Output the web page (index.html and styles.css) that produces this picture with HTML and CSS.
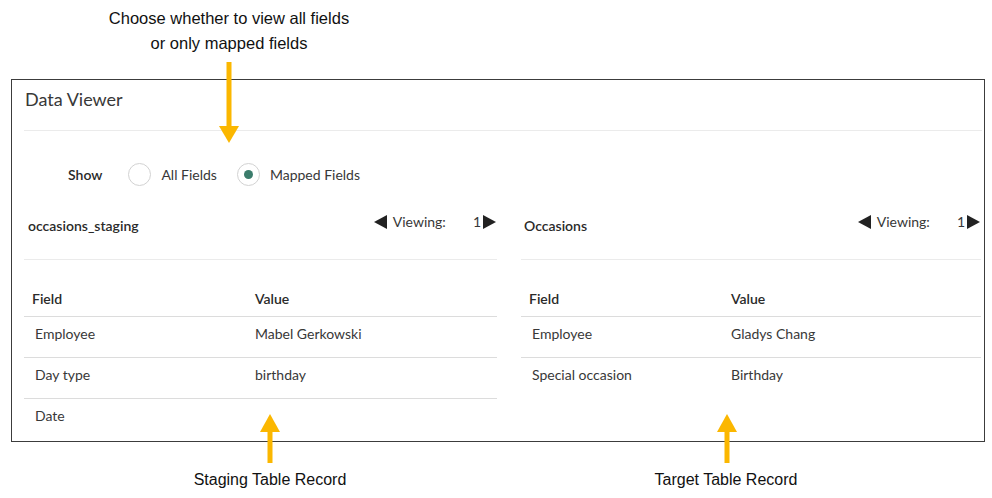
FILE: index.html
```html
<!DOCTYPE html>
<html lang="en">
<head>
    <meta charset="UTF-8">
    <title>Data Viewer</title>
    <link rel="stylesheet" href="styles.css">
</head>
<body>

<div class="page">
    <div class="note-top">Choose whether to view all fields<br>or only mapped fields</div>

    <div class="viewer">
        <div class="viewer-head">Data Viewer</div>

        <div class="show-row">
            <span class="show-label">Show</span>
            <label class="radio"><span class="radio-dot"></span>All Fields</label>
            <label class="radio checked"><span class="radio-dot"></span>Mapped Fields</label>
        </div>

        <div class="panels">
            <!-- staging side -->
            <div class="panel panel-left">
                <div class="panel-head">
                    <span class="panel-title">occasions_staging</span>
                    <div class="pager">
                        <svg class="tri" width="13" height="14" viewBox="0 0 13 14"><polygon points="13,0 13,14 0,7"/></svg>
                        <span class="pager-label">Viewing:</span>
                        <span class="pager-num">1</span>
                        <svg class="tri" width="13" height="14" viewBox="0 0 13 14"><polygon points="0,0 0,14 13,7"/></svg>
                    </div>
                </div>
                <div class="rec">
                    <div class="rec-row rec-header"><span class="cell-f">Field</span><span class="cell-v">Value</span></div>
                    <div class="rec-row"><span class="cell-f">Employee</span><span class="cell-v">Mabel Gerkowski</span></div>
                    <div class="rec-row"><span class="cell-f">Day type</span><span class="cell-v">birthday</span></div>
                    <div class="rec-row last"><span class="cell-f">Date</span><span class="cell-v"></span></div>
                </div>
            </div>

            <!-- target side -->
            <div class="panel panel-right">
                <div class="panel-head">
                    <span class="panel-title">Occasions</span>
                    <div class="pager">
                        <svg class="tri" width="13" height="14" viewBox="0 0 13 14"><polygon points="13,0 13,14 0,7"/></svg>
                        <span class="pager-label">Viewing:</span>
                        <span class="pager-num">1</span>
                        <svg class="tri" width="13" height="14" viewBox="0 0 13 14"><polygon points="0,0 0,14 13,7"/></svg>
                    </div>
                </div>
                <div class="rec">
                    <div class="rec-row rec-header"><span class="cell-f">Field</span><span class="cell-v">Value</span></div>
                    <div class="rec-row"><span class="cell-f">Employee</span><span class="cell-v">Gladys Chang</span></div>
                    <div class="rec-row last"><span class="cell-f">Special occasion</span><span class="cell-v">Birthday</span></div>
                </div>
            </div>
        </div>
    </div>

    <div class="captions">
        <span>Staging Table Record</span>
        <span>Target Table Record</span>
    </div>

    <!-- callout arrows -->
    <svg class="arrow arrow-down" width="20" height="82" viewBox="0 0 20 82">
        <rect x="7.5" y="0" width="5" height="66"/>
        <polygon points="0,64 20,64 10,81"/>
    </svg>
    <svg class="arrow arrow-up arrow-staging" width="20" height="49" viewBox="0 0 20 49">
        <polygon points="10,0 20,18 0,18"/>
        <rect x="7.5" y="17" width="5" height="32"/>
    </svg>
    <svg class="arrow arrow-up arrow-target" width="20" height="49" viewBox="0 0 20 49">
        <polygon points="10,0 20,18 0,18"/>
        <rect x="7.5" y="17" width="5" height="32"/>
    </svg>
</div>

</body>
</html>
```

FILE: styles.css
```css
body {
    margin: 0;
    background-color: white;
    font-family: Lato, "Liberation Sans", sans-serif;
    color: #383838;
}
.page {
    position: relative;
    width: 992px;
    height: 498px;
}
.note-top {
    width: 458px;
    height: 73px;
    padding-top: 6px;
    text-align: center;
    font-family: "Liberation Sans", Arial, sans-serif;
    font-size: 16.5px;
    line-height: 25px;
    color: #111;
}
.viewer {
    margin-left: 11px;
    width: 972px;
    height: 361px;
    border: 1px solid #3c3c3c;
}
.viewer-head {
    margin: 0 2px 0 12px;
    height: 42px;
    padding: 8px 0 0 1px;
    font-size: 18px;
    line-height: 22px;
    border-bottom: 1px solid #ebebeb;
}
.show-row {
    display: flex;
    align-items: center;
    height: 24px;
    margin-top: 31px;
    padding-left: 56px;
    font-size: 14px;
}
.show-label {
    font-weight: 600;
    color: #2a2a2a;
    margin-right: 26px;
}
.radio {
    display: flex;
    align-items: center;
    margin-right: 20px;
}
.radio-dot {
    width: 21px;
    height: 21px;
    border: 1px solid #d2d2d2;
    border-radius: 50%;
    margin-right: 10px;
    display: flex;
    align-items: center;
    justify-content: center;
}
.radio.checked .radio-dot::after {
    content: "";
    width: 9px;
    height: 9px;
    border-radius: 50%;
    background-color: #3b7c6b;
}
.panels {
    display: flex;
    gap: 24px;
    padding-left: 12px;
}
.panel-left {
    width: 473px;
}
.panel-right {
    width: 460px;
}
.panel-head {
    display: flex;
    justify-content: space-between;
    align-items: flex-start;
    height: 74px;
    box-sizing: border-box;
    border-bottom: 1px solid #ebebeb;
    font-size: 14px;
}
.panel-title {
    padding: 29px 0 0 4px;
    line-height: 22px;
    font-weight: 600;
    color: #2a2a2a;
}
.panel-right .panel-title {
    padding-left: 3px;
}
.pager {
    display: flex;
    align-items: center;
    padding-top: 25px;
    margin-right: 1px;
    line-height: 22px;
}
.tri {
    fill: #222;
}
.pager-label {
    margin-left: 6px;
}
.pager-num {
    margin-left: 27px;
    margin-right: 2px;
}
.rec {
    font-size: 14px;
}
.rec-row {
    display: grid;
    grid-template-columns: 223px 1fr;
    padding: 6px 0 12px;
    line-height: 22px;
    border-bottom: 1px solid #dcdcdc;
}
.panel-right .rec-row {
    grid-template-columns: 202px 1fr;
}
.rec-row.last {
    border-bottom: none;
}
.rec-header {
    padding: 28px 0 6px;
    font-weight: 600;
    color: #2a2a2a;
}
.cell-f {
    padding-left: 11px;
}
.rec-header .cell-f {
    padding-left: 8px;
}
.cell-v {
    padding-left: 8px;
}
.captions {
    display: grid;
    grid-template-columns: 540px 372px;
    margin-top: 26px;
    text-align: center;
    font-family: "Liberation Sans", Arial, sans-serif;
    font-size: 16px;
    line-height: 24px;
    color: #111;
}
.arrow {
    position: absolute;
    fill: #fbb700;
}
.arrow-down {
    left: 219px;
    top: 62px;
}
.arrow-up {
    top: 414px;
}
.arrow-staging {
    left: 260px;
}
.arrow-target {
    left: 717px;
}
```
---*---
Go through the listing above and write it out again exactly, dropping the pictures.

Output the web page (index.html and styles.css) that produces this picture with HTML and CSS.
FILE: index.html
```html
<!DOCTYPE html>
<html lang="en">
<head>
    <meta charset="UTF-8">
    <title>Data Viewer</title>
    <link rel="stylesheet" href="styles.css">
</head>
<body>

<div class="page">
    <div class="note-top">Choose whether to view all fields<br>or only mapped fields</div>

    <div class="viewer">
        <div class="viewer-head">Data Viewer</div>

        <div class="show-row">
            <span class="show-label">Show</span>
            <label class="radio"><span class="radio-dot"></span>All Fields</label>
            <label class="radio checked"><span class="radio-dot"></span>Mapped Fields</label>
        </div>

        <div class="panels">
            <!-- staging side -->
            <div class="panel panel-left">
                <div class="panel-head">
                    <span class="panel-title">occasions_staging</span>
                    <div class="pager">
                        <svg class="tri" width="13" height="14" viewBox="0 0 13 14"><polygon points="13,0 13,14 0,7"/></svg>
                        <span class="pager-label">Viewing:</span>
                        <span class="pager-num">1</span>
                        <svg class="tri" width="13" height="14" viewBox="0 0 13 14"><polygon points="0,0 0,14 13,7"/></svg>
                    </div>
                </div>
                <div class="rec">
                    <div class="rec-row rec-header"><span class="cell-f">Field</span><span class="cell-v">Value</span></div>
                    <div class="rec-row"><span class="cell-f">Employee</span><span class="cell-v">Mabel Gerkowski</span></div>
                    <div class="rec-row"><span class="cell-f">Day type</span><span class="cell-v">birthday</span></div>
                    <div class="rec-row last"><span class="cell-f">Date</span><span class="cell-v"></span></div>
                </div>
            </div>

            <!-- target side -->
            <div class="panel panel-right">
                <div class="panel-head">
                    <span class="panel-title">Occasions</span>
                    <div class="pager">
                        <svg class="tri" width="13" height="14" viewBox="0 0 13 14"><polygon points="13,0 13,14 0,7"/></svg>
                        <span class="pager-label">Viewing:</span>
                        <span class="pager-num">1</span>
                        <svg class="tri" width="13" height="14" viewBox="0 0 13 14"><polygon points="0,0 0,14 13,7"/></svg>
                    </div>
                </div>
                <div class="rec">
                    <div class="rec-row rec-header"><span class="cell-f">Field</span><span class="cell-v">Value</span></div>
                    <div class="rec-row"><span class="cell-f">Employee</span><span class="cell-v">Gladys Chang</span></div>
                    <div class="rec-row last"><span class="cell-f">Special occasion</span><span class="cell-v">Birthday</span></div>
                </div>
            </div>
        </div>
    </div>

    <div class="captions">
        <span>Staging Table Record</span>
        <span>Target Table Record</span>
    </div>

    <!-- callout arrows -->
    <svg class="arrow arrow-down" width="20" height="82" viewBox="0 0 20 82">
        <rect x="7.5" y="0" width="5" height="66"/>
        <polygon points="0,64 20,64 10,81"/>
    </svg>
    <svg class="arrow arrow-up arrow-staging" width="20" height="49" viewBox="0 0 20 49">
        <polygon points="10,0 20,18 0,18"/>
        <rect x="7.5" y="17" width="5" height="32"/>
    </svg>
    <svg class="arrow arrow-up arrow-target" width="20" height="49" viewBox="0 0 20 49">
        <polygon points="10,0 20,18 0,18"/>
        <rect x="7.5" y="17" width="5" height="32"/>
    </svg>
</div>

</body>
</html>
```

FILE: styles.css
```css
body {
    margin: 0;
    background-color: white;
    font-family: Lato, "Liberation Sans", sans-serif;
    color: #383838;
}
.page {
    position: relative;
    width: 992px;
    height: 498px;
}
.note-top {
    width: 458px;
    height: 73px;
    padding-top: 6px;
    text-align: center;
    font-family: "Liberation Sans", Arial, sans-serif;
    font-size: 16.5px;
    line-height: 25px;
    color: #111;
}
.viewer {
    margin-left: 11px;
    width: 972px;
    height: 361px;
    border: 1px solid #3c3c3c;
}
.viewer-head {
    margin: 0 2px 0 12px;
    height: 42px;
    padding: 8px 0 0 1px;
    font-size: 18px;
    line-height: 22px;
    border-bottom: 1px solid #ebebeb;
}
.show-row {
    display: flex;
    align-items: center;
    height: 24px;
    margin-top: 31px;
    padding-left: 56px;
    font-size: 14px;
}
.show-label {
    font-weight: 600;
    color: #2a2a2a;
    margin-right: 26px;
}
.radio {
    display: flex;
    align-items: center;
    margin-right: 20px;
}
.radio-dot {
    width: 21px;
    height: 21px;
    border: 1px solid #d2d2d2;
    border-radius: 50%;
    margin-right: 10px;
    display: flex;
    align-items: center;
    justify-content: center;
}
.radio.checked .radio-dot::after {
    content: "";
    width: 9px;
    height: 9px;
    border-radius: 50%;
    background-color: #3b7c6b;
}
.panels {
    display: flex;
    gap: 24px;
    padding-left: 12px;
}
.panel-left {
    width: 473px;
}
.panel-right {
    width: 460px;
}
.panel-head {
    display: flex;
    justify-content: space-between;
    align-items: flex-start;
    height: 74px;
    box-sizing: border-box;
    border-bottom: 1px solid #ebebeb;
    font-size: 14px;
}
.panel-title {
    padding: 29px 0 0 4px;
    line-height: 22px;
    font-weight: 600;
    color: #2a2a2a;
}
.panel-right .panel-title {
    padding-left: 3px;
}
.pager {
    display: flex;
    align-items: center;
    padding-top: 25px;
    margin-right: 1px;
    line-height: 22px;
}
.tri {
    fill: #222;
}
.pager-label {
    margin-left: 6px;
}
.pager-num {
    margin-left: 27px;
    margin-right: 2px;
}
.rec {
    font-size: 14px;
}
.rec-row {
    display: grid;
    grid-template-columns: 223px 1fr;
    padding: 6px 0 12px;
    line-height: 22px;
    border-bottom: 1px solid #dcdcdc;
}
.panel-right .rec-row {
    grid-template-columns: 202px 1fr;
}
.rec-row.last {
    border-bottom: none;
}
.rec-header {
    padding: 28px 0 6px;
    font-weight: 600;
    color: #2a2a2a;
}
.cell-f {
    padding-left: 11px;
}
.rec-header .cell-f {
    padding-left: 8px;
}
.cell-v {
    padding-left: 8px;
}
.captions {
    display: grid;
    grid-template-columns: 540px 372px;
    margin-top: 26px;
    text-align: center;
    font-family: "Liberation Sans", Arial, sans-serif;
    font-size: 16px;
    line-height: 24px;
    color: #111;
}
.arrow {
    position: absolute;
    fill: #fbb700;
}
.arrow-down {
    left: 219px;
    top: 62px;
}
.arrow-up {
    top: 414px;
}
.arrow-staging {
    left: 260px;
}
.arrow-target {
    left: 717px;
}
```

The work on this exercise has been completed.